Les grands génies en Amérique tournent directement à l’utile. Voilà le caractère de la nation. Ils se font Washington ou Franklin et non pas Alfieri ou Canova.

L’attention est partout pour les discussions d’utilité et de politique et l’habitude de ces discussions rend impropre aux arts. Nous seuls, nous avons encore l’âme accessible aux douces sensations des arts et de la littérature.

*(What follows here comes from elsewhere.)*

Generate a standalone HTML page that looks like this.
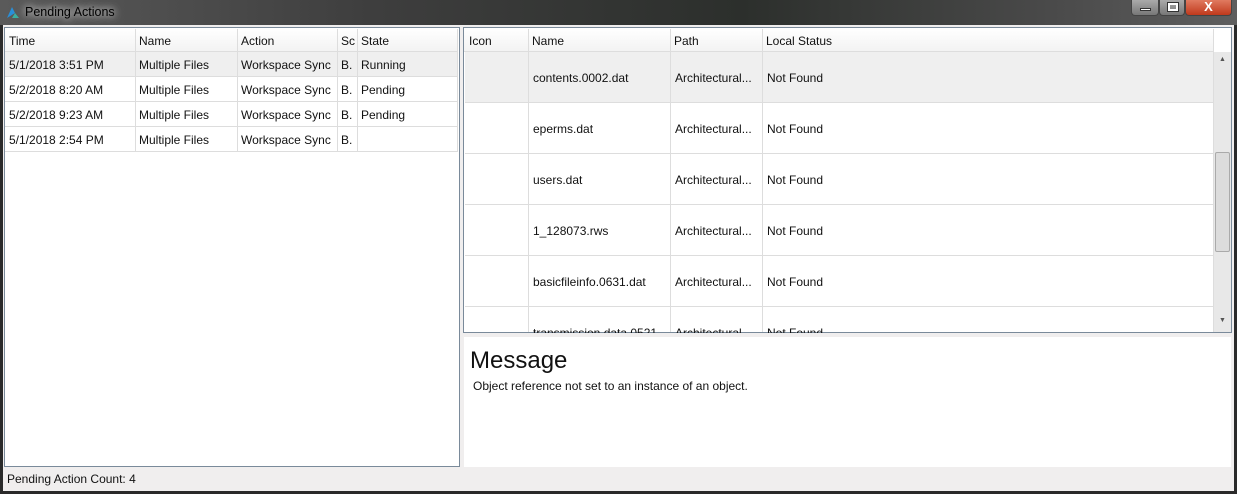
<!DOCTYPE html>
<html><head><style>
*{margin:0;padding:0;box-sizing:border-box}
body{width:1237px;height:494px;overflow:hidden;background:#2a2a2a;font-family:"Segoe UI","Liberation Sans",sans-serif;font-size:12px;color:#111;position:relative}
.tb{position:absolute;left:0;top:0;width:1237px;height:25px;background:linear-gradient(90deg,#5a5a5a,#3e3e3e 30%,#2c2f2c 60%,#4a4a4a 85%,#5e5e5e)}
.tb span{position:absolute;left:25px;top:5px;color:#000;font-size:12.5px;text-shadow:0 0 8px #ccc,0 0 8px #ccc}
.win{position:absolute;left:3px;top:25px;width:1231px;height:466px;background:#f0eeee}
.abs{position:absolute}
.cell{position:absolute;white-space:nowrap;overflow:hidden;padding-left:4px}
.btn{position:absolute;top:0;height:16px;border:1px solid #444;border-top:none;border-radius:0 0 4px 4px}
</style></head><body>
<div class="tb"><svg class="abs" style="left:5px;top:4px" width="16" height="16"><path d="M2 14 L7 3 L10 9 Z" fill="#2a8fd8"/><path d="M7 14 L10 9 L14 14Z" fill="#3bb0a0"/></svg><span>Pending Actions</span></div>
<div class="btn" style="left:1131px;width:28px;background:linear-gradient(#aaa,#777)"><div class="abs" style="left:8px;top:8px;width:11px;height:3px;background:#fff;border:1px solid #333"></div></div>
<div class="btn" style="left:1159px;width:26px;background:linear-gradient(#aaa,#777)"><div class="abs" style="left:8px;top:3px;width:10px;height:8px;border:2px solid #fff;outline:1px solid #333"></div></div>
<div class="btn" style="left:1185px;width:47px;background:linear-gradient(#e07a60,#c0391c);color:#fff;font-weight:bold;text-align:center;font-size:13px;line-height:14px">X</div>
<div class="win"></div>
<div class="abs" style="left:4px;top:27px;width:456px;height:440px;background:#fff;border:1px solid #7a8a9a"></div>
<div class="abs" style="left:5px;top:28px;width:452px;height:24px;background:linear-gradient(#fff,#f3f3f3);border-bottom:1px solid #ddd"></div>
<div id="L"></div>
<div class="abs" style="left:463px;top:27px;width:769px;height:306px;background:#fff;border:1px solid #7a8a9a"></div>
<div class="abs" style="left:464px;top:28px;width:749px;height:24px;background:linear-gradient(#fff,#f3f3f3);border-bottom:1px solid #ddd"></div>
<div class="abs" style="left:465px;top:52px;width:748px;height:51px;background:#efefef"></div>
<div class="abs" style="left:1214px;top:52px;width:17px;height:280px;background:#e8e8e8"></div>
<div class="abs" style="left:1215px;top:152px;width:15px;height:100px;background:#dcdcdc;border:1px solid #aaa;border-radius:2px"></div>
<div class="abs" style="left:1219px;top:56px;font-size:7px;color:#555">▲</div>
<div class="abs" style="left:1219px;top:317px;font-size:7px;color:#555">▼</div>
<div id="R"></div>
<div class="abs" style="left:464px;top:337px;width:767px;height:130px;background:#fff"></div>
<div class="abs" style="left:470px;top:347px;font-size:24px">Message</div>
<div class="abs" style="left:473px;top:379px;font-size:12px">Object reference not set to an instance of an object.</div>
<div class="abs" style="left:7px;top:472px;font-size:12px">Pending Action Count: 4</div>
<script>
function add(id,html){document.getElementById(id).insertAdjacentHTML('beforeend',html)}
var lc=[5,135,237,337,357,457];
var lh=['Time','Name','Action','Sc','State'];
var lr=[['5/1/2018 3:51 PM','Multiple Files','Workspace Sync','B.','Running'],['5/2/2018 8:20 AM','Multiple Files','Workspace Sync','B.','Pending'],['5/2/2018 9:23 AM','Multiple Files','Workspace Sync','B.','Pending'],['5/1/2018 2:54 PM','Multiple Files','Workspace Sync','B.','']];
var s='';
s+='<div class="abs" style="left:5px;top:52px;width:452px;height:25px;background:#efefef"></div>';
for(var i=0;i<5;i++){s+='<div class="cell" style="left:'+lc[i]+'px;top:34px;width:'+(lc[i+1]-lc[i])+'px">'+lh[i]+'</div>';
 s+='<div class="abs" style="left:'+lc[i+1]+'px;top:29px;width:1px;height:123px;background:#ddd"></div>';}
for(var r=0;r<4;r++){var y=52+r*25;s+='<div class="abs" style="left:5px;top:'+(y+24)+'px;width:452px;height:1px;background:#ddd"></div>';
 for(var i=0;i<5;i++)s+='<div class="cell" style="left:'+lc[i]+'px;top:'+(y+6)+'px;width:'+(lc[i+1]-lc[i]-2)+'px">'+lr[r][i]+'</div>';}
add('L',s);
var rc=[465,528,670,762,1213];var rh=['Icon','Name','Path','Local Status'];
var rn=['contents.0002.dat','eperms.dat','users.dat','1_128073.rws','basicfileinfo.0631.dat','transmission.data.0521'];
s='';
for(var i=0;i<4;i++){s+='<div class="cell" style="left:'+rc[i]+'px;top:34px">'+rh[i]+'</div>';
 s+='<div class="abs" style="left:'+rc[i+1]+'px;top:29px;width:1px;height:303px;background:#ddd"></div>';}
for(var r=0;r<6;r++){var y=52+r*51;
 if(r<5)s+='<div class="abs" style="left:465px;top:'+(y+50)+'px;width:748px;height:1px;background:#ddd"></div>';
 s+='<div class="cell" style="left:529px;top:'+(y+19)+'px;width:140px;'+(r==5?'height:7px':'')+'">'+rn[r]+'</div>';
 s+='<div class="cell" style="left:671px;top:'+(y+19)+'px;width:90px;'+(r==5?'height:7px':'')+'">Architectural...</div>';
 s+='<div class="cell" style="left:763px;top:'+(y+19)+'px;'+(r==5?'height:7px':'')+'">Not Found</div>';}
add('R',s);
</script>
</body></html>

Je n’hésite pas à le dire : dans l’état où en sont les choses en 1819, le véritable siège de la littérature, c’est le pays qui trois fois déjà a civilisé le monde :

1o Aux temps de l’antique Étrurie.

2o Sous Auguste.

3o Par le siècle de Léon X.

Pour prendre la place que la force des choses nous indique, sachons être d’opinions différentes, sans devenir ennemis ; laissons les basses injures à la canaille et méritons une sage liberté.

Un bon livre publié à Milan ferait événement ; à Paris, il serait étouffé par un pamphlet sur la conspiration de Lyon et le gal Canuel, et à Londres, par la discussion de la loi pour l’émancipation des catholiques.

Allez publier aujourd’hui à Munich une belle tragédie, et vous verrez l’effet qu’elle produira.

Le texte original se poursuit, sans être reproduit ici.